Metal was not absent: the builders used copper-arsenic alloy cramps, some poured molten into carved sockets, to clamp blocks together — an elegant technique also seen in Egypt and Cambodia. Puma Punku was never finished; the site was later heavily quarried by colonial builders and railway contractors, and 19th-century treasure hunters dynamited parts of it, which contributes to its shattered, enigmatic appearance.

Key evidence cited
  • Radiocarbon dates beneath Puma Punku's platform fill place construction after c. AD 536 (Vranich)
  • Identified quarries, drag marks, ramps and unfinished blocks document the production process
  • Protzen & Nair replicated the characteristic cuts and surfaces using stone tools and abrasives
  • Copper-arsenic cramps and their pour-sockets show the builders' actual metallurgy in situ
  • Continuous local cultural development from c. 200 BC is documented across the Titicaca basin
The alternative view

What the skeptics propose

The deep-antiquity claim originates with Arthur Posnansky, an Austrian-Bolivian engineer who studied Tiwanaku for five decades and published 'Tihuanacu: The Cradle of American Man' (1945). Measuring the Kalasasaya's alignments, he argued its solstice sightlines only matched the sky if the Earth's axial tilt was that of c. 15,000 BC, making Tiwanaku the world's oldest city. He also read fauna carved on monuments as extinct Ice Age animals and interpreted lake sediments as evidence the city was once a port on a much higher Lake Titicaca. Graham Hancock revived Posnansky's dating in 'Fingerprints of the Gods' (1995), linking Tiwanaku to his global Ice Age civilisation and to the bearded creator-god Viracocha, though Hancock has since acknowledged the radiocarbon evidence points much later.
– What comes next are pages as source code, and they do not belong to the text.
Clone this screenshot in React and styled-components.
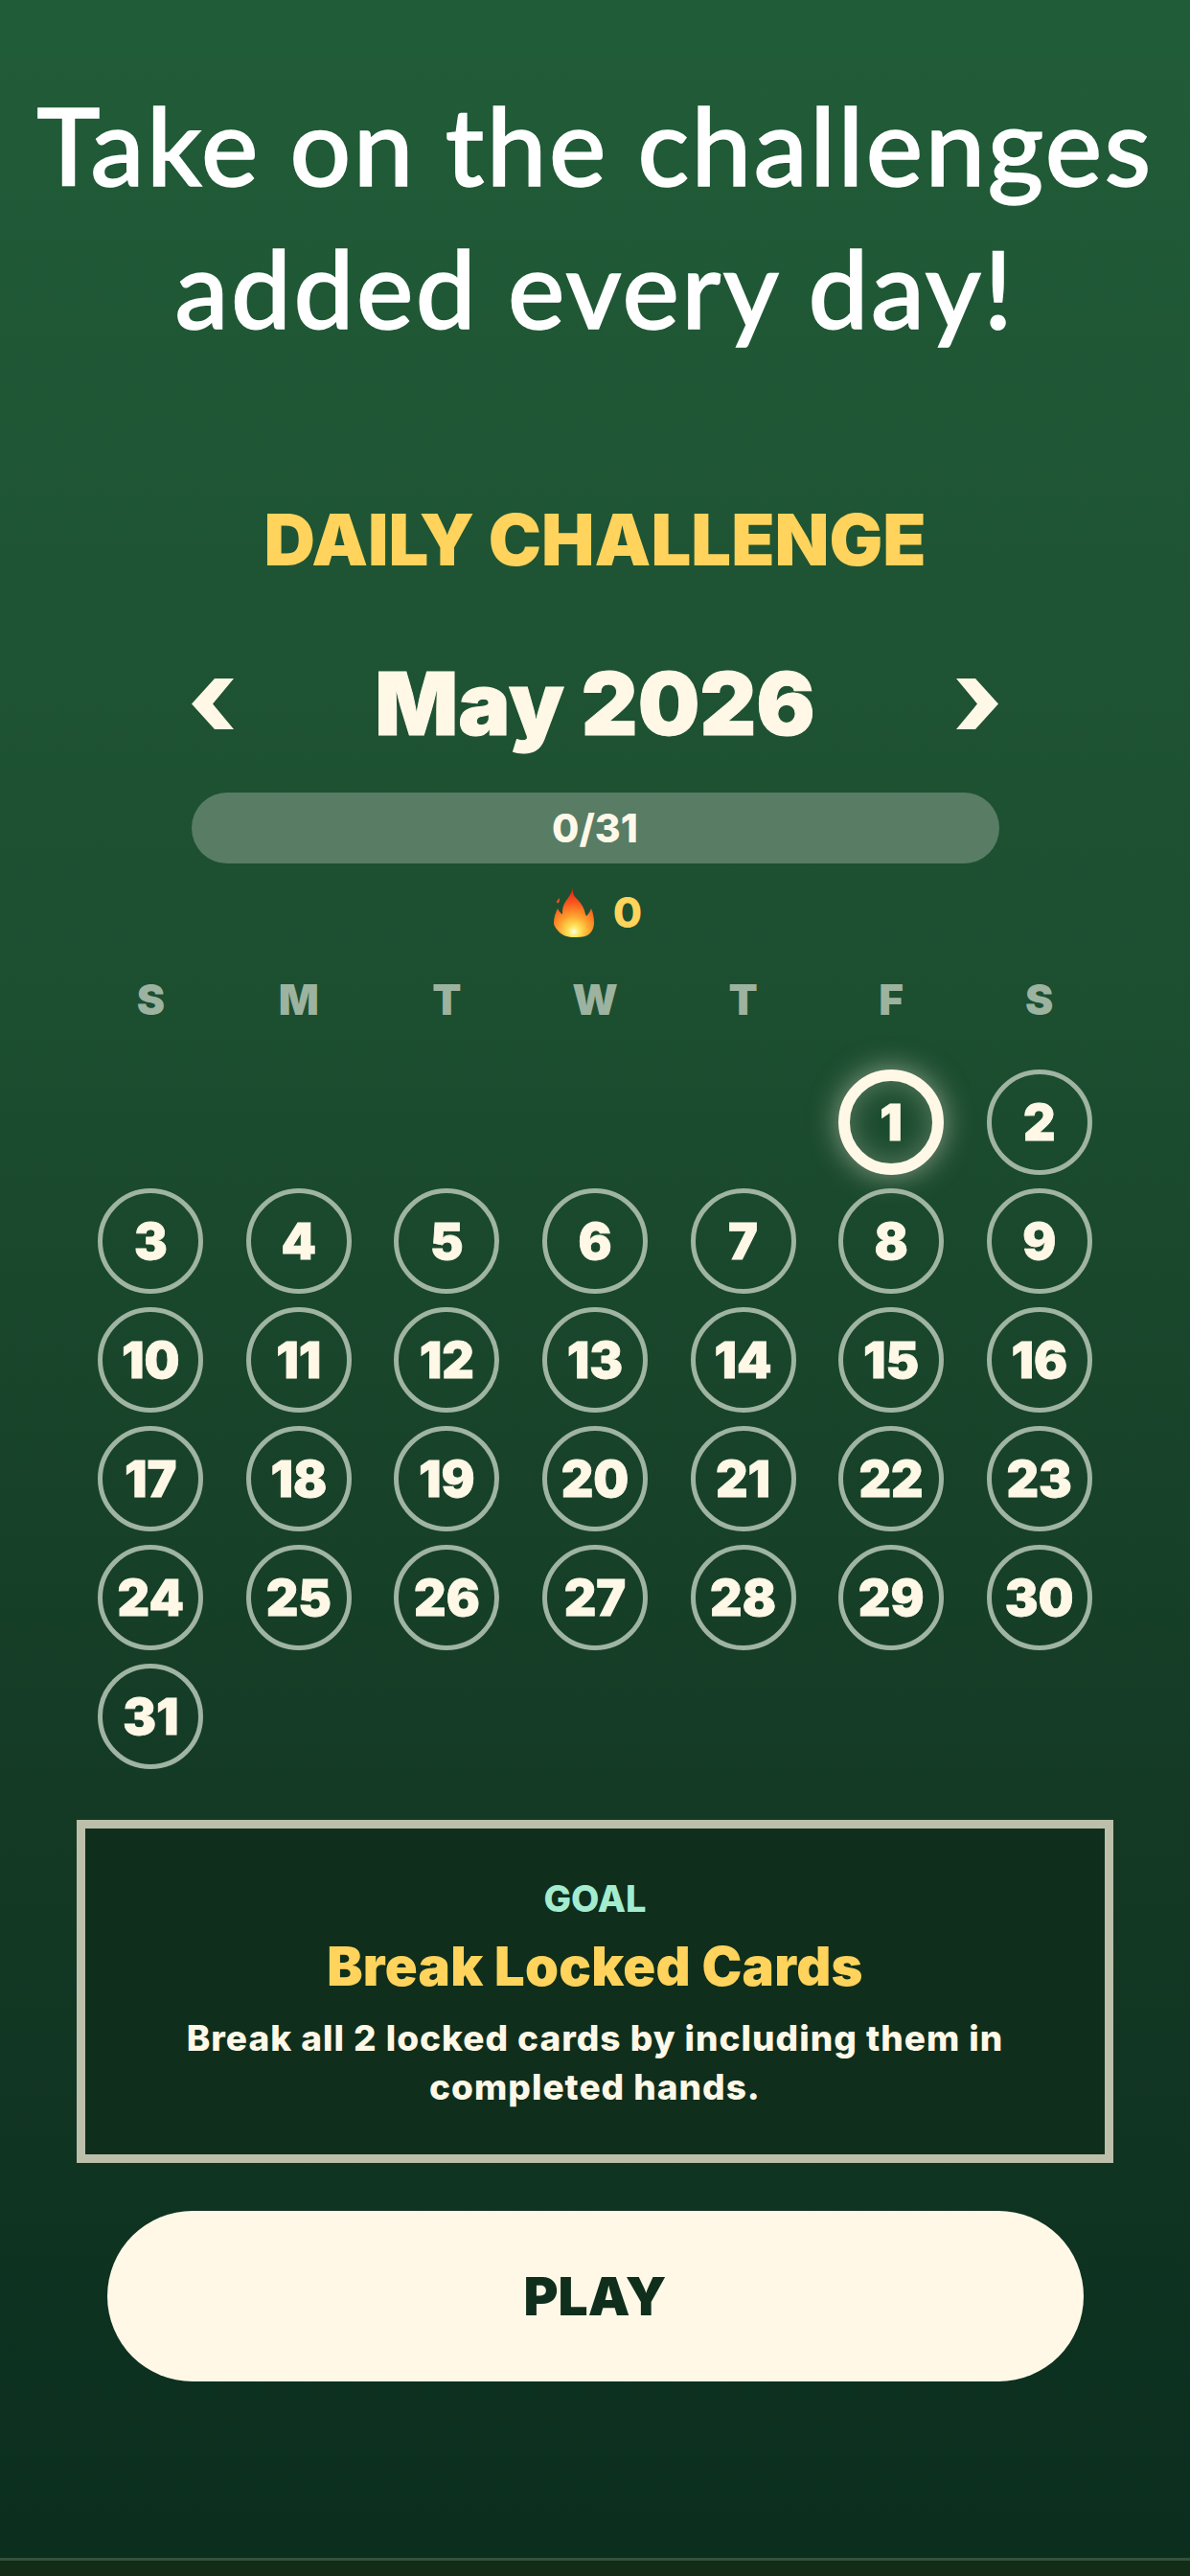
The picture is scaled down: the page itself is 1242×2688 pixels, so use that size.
import React from "react";
import styled, { createGlobalStyle } from "styled-components";

const Global = createGlobalStyle`
  html, body { margin: 0; padding: 0; background: #122c18; }
  #root { width: 1242px; height: 2688px; }
`;

const Screen = styled.main`
  width: 1242px;
  height: 2688px;
  box-sizing: border-box;
  display: flex;
  flex-direction: column;
  align-items: center;
  overflow: hidden;
  font-family: Inter, "Liberation Sans", sans-serif;
  background: #122c18;
`;

const Stage = styled.div`
  width: 100%;
  height: 2669px;
  flex: none;
  box-sizing: border-box;
  padding-top: 76px;
  display: flex;
  flex-direction: column;
  align-items: center;
  background: linear-gradient(180deg, #215c38 0%, #1c4e30 40%, #143a25 70%, #0b2e1e 100%);
`;

const HomeLine = styled.div`
  width: 100%;
  height: 3px;
  flex: none;
  background: #33523a;
`;

const Headline = styled.h1`
  margin: 0;
  width: 100%;
  text-align: center;
  font-family: Lato, "Open Sans", sans-serif;
  font-weight: 500;
  font-size: 112px;
  line-height: 149px;
  letter-spacing: 2.5px;
  -webkit-text-stroke: 1.5px #ffffff;
  color: #ffffff;
`;

const Eyebrow = styled.h2`
  margin: 146px 0 0;
  font-size: 74px;
  line-height: 86px;
  font-weight: 900;
  color: #ffd35c;
`;

const MonthRow = styled.div`
  margin-top: 73px;
  width: 843px;
  height: 110px;
  display: flex;
  align-items: center;
  justify-content: space-between;
`;

const Chevron = styled.svg`
  width: 44px;
  height: 53px;
  flex: none;
  fill: #fff8e7;
`;

const Month = styled.div`
  font-size: 91px;
  line-height: 110px;
  font-weight: 900;
  -webkit-text-stroke: 1px #fff8e7;
  color: #fff8e7;
`;

const ProgressBar = styled.div`
  margin-top: 38px;
  width: 843px;
  height: 74px;
  border-radius: 37px;
  background: #587c64;
  display: flex;
  align-items: center;
  justify-content: center;
  font-size: 41px;
  font-weight: 800;
  color: #fff8e7;
`;

const Streak = styled.div`
  margin-top: 24px;
  height: 54px;
  padding-left: 6px;
  display: flex;
  align-items: center;
  gap: 20px;
  font-size: 44px;
  font-weight: 800;
  color: #ffd35c;
`;

const Calendar = styled.div`
  margin-top: 33px;
  width: 1082px;
  display: grid;
  grid-template-columns: repeat(7, 1fr);
  justify-items: center;
`;

const Weekday = styled.div`
  height: 62px;
  margin-bottom: 35px;
  display: flex;
  align-items: center;
  font-size: 44px;
  font-weight: 900;
  color: #9cb3a0;
`;

const Cell = styled.div`
  width: 100%;
  height: 124px;
  display: flex;
  align-items: center;
  justify-content: center;
`;

const Day = styled.div`
  width: 110px;
  height: 110px;
  box-sizing: border-box;
  border-radius: 50%;
  display: flex;
  align-items: center;
  justify-content: center;
  font-size: 52px;
  font-weight: 900;
  -webkit-text-stroke: 0.8px #fff8e7;
  color: #fff8e7;
  border: ${(p) => (p.$today ? "12px solid #fff8e7" : "5.5px solid #9fb4a2")};
  box-shadow: ${(p) =>
    p.$today
      ? "0 0 30px rgba(255, 248, 231, 0.5), inset 0 0 30px rgba(255, 248, 231, 0.28)"
      : "none"};
`;

const GoalCard = styled.section`
  margin-top: 46px;
  width: 1082px;
  height: 358px;
  box-sizing: border-box;
  border: 9px solid #bcbfa9;
  background: #0f2f1c;
  display: flex;
  flex-direction: column;
  align-items: center;
  padding-top: 51px;
`;

const GoalLabel = styled.div`
  font-size: 38px;
  line-height: 44px;
  font-weight: 800;
  color: #a3ecd0;
`;

const GoalTitle = styled.div`
  margin-top: 17px;
  font-size: 56px;
  line-height: 64px;
  font-weight: 900;
  letter-spacing: 0.3px;
  color: #ffd35c;
`;

const GoalText = styled.p`
  margin: 17px 0 0;
  width: 960px;
  text-align: center;
  font-size: 37px;
  line-height: 51px;
  font-weight: 800;
  letter-spacing: 1px;
  color: #fff8e7;
`;

const PlayButton = styled.button`
  margin-top: 50px;
  width: 1019px;
  height: 178px;
  border: 0;
  border-radius: 89px;
  background: #fff8e7;
  font-family: inherit;
  font-size: 55px;
  font-weight: 900;
  color: #0f2f1c;
`;

const Flame = () => (
  <svg width="42" height="52" viewBox="0 0 42 52" aria-hidden="true">
    <defs>
      <radialGradient id="flame" gradientUnits="userSpaceOnUse" cx="21" cy="46" r="42">
        <stop offset="0" stopColor="#fffde0" />
        <stop offset="0.14" stopColor="#ffe45a" />
        <stop offset="0.38" stopColor="#ffa52e" />
        <stop offset="0.7" stopColor="#fb5a1e" />
        <stop offset="1" stopColor="#e8281a" />
      </radialGradient>
    </defs>
    <path
      fill="url(#flame)"
      d="M20 0c-1 6 1 9 5 13 4 4 7 9 8 15l1 2c2-2 4-5 5-8 2 4 3 10 3 15 0 6-3 11-7 13-4 2-10 2-14 2-6 0-12-2-15-5-3-3-6-7-6-10 0-6 2-11 4-15 1 2 3 5 5 6 0-4 0-7 2-11 3-5 8-11 9-17z"
    />
    <path fill="#f2532a" d="M3 15c0-1 2-3 3-4 0 2 0 4-1 5-1 1-2 0-2-1z" />
  </svg>
);

const days = Array.from({ length: 31 }, (_, i) => i + 1);
const labels = ["S", "M", "T", "W", "T", "F", "S"];

export default function App() {
  return (
    <Screen>
      <Global />
      <Stage>
        <Headline>
          Take on the challenges
          <br />
          added every day!
        </Headline>
        <Eyebrow>DAILY CHALLENGE</Eyebrow>
        <MonthRow>
          <Chevron viewBox="0 0 44 53" aria-hidden="true">
            <polygon points="44,0 24,0 0,26.5 24,53 44,53 22,26.5" />
          </Chevron>
          <Month>May 2026</Month>
          <Chevron viewBox="0 0 44 53" aria-hidden="true">
            <polygon points="0,0 20,0 44,26.5 20,53 0,53 22,26.5" />
          </Chevron>
        </MonthRow>
        <ProgressBar>0/31</ProgressBar>
        <Streak>
          <Flame />
          <span>0</span>
        </Streak>
        <Calendar>
          {labels.map((l, i) => (
            <Weekday key={i}>{l}</Weekday>
          ))}
          {Array.from({ length: 5 }, (_, i) => (
            <Cell key={`e${i}`} />
          ))}
          {days.map((d) => (
            <Cell key={d}>
              <Day $today={d === 1}>{d}</Day>
            </Cell>
          ))}
        </Calendar>
        <GoalCard>
          <GoalLabel>GOAL</GoalLabel>
          <GoalTitle>Break Locked Cards</GoalTitle>
          <GoalText>Break all 2 locked cards by including them in completed hands.</GoalText>
        </GoalCard>
        <PlayButton>PLAY</PlayButton>
      </Stage>
      <HomeLine />
    </Screen>
  );
}
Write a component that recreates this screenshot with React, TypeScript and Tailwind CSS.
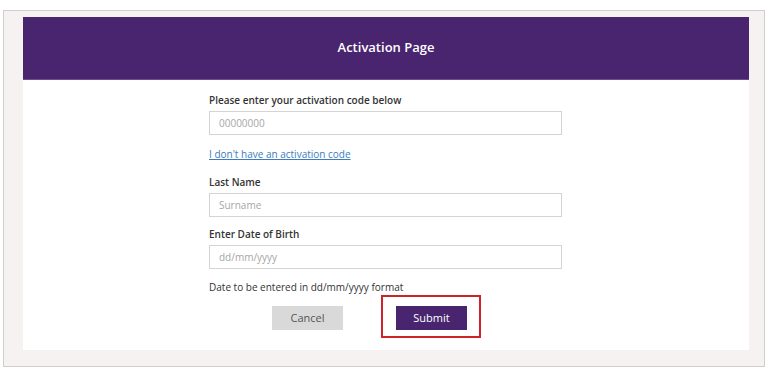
import React from 'react';

const font = { fontFamily: '"Open Sans", "Noto Sans", sans-serif' };

interface FieldProps {
  label: string;
  placeholder: string;
}

const Field: React.FC<FieldProps> = ({ label, placeholder }) => (
  <div>
    <label className="block text-[10px] font-semibold leading-[14px] text-[#333333]">{label}</label>
    <input
      type="text"
      placeholder={placeholder}
      className="mt-[4px] block h-[24px] w-[353px] border border-[#d4d4d4] bg-white px-[9px] text-[10px] text-[#333] placeholder:text-[#a6a6a6] outline-none"
    />
  </div>
);

export default function App() {
  return (
    <div className="min-h-[371px] bg-white pt-[10px] pl-[3px] pr-[3px]" style={font}>
      <div className="h-[357px] border border-[#cfcfcf] bg-[#f6f2f1] pt-[6px] pl-[19px] pr-[15px] pb-[16px]">
        <div className="flex h-[333px] flex-col bg-white">
          <div className="flex h-[63px] items-center justify-center bg-[#4a256f] border-b border-[#6b4d8c]">
            <h1 className="text-[13px] font-semibold text-white">Activation Page</h1>
          </div>
          <div className="pl-[186px] pt-[13px]">
            <Field label="Please enter your activation code below" placeholder="00000000" />
            <a href="#" className="mt-[12px] block w-fit text-[10px] leading-[14px] text-[#3a7cc0] underline">
              I don't have an activation code
            </a>
            <div className="mt-[14px]">
              <Field label="Last Name" placeholder="Surname" />
            </div>
            <div className="mt-[10px]">
              <Field label="Enter Date of Birth" placeholder="dd/mm/yyyy" />
            </div>
            <p className="mt-[11px] text-[10px] leading-[14px] text-[#333]">Date to be entered in dd/mm/yyyy format</p>
            <div className="mt-[12px] flex items-start gap-[53px] pl-[63px]">
              <button className="block h-[24px] w-[71px] bg-[#d9d9d9] text-[11px] text-[#555]">Cancel</button>
              <div className="relative">
                <button className="block h-[24px] w-[71px] bg-[#4a256f] text-[11px] text-white">Submit</button>
                <div className="pointer-events-none absolute -top-[11px] -left-[15px] -right-[14px] -bottom-[8px] border-2 border-[#d0222a]" />
              </div>
            </div>
          </div>
        </div>
      </div>
    </div>
  );
}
Puma Punku became a fixture of the ancient-astronaut genre through Erich von Däniken and the 'Ancient Aliens' TV series with Giorgio Tsoukalos, who argue the H-blocks' interior right angles, uniform drill holes and 'interchangeable-part' modularity are impossible with stone and copper tools and imply machine tools, diamond cutters or extraterrestrial assistance. The blocks' resemblance to poured or milled components also fuels the geopolymer-casting theory promoted by materials scientist Joseph Davidovits — a natural-explanation heresy that mainstream archaeologists dispute but engage with.

Rebuttals are extensive: Posnansky's archaeoastronomy assumed the ruined, restored Kalasasaya walls preserve their exact original sightlines — unsupported — and his dating collapses against dozens of consistent radiocarbon dates; astronomer-led reviews found the alignment argument unsound. Protzen and Nair's replication work counters the 'impossible tools' claim directly. Still, mainstream scholars freely concede real unknowns: no one has demonstrated transport of the 130-tonne sandstone slabs, Puma Punku's function is unclear, and the precision of the finest andesite work remains genuinely remarkable for any toolkit.

Key evidence cited
  • Posnansky's Kalasasaya solstice-alignment calculations suggested to him a date of c. 15,000 BC
  • H-blocks show repeated, near-identical modular geometry with crisp interior angles and fine drill holes
  • Some blocks weigh over 100 tonnes and were moved at 3,850 m altitude without wheels or draft animals
  • Claimed carvings of extinct Ice Age animals (e.g. toxodons) on Tiwanaku monuments (Posnansky)
  • Andean legends of Viracocha raising the stones 'in a single night' are cited by Hancock as memory of an older event

Genuinely open questions

  1. How exactly were the largest sandstone slabs (up to ~130 tonnes) moved from quarries kilometres away?
  2. What was Puma Punku for, and why was it apparently abandoned unfinished?
  3. What caused the Tiwanaku state's rapid collapse around AD 1000 — drought alone, or social upheaval too?

Worth knowing

Puma Punku's ruin is partly modern: colonial church-builders, 19th-century railway contractors and treasure hunters with dynamite quarried and blasted the site — some of its stones now sit in the walls of nearby buildings and a railway bridge.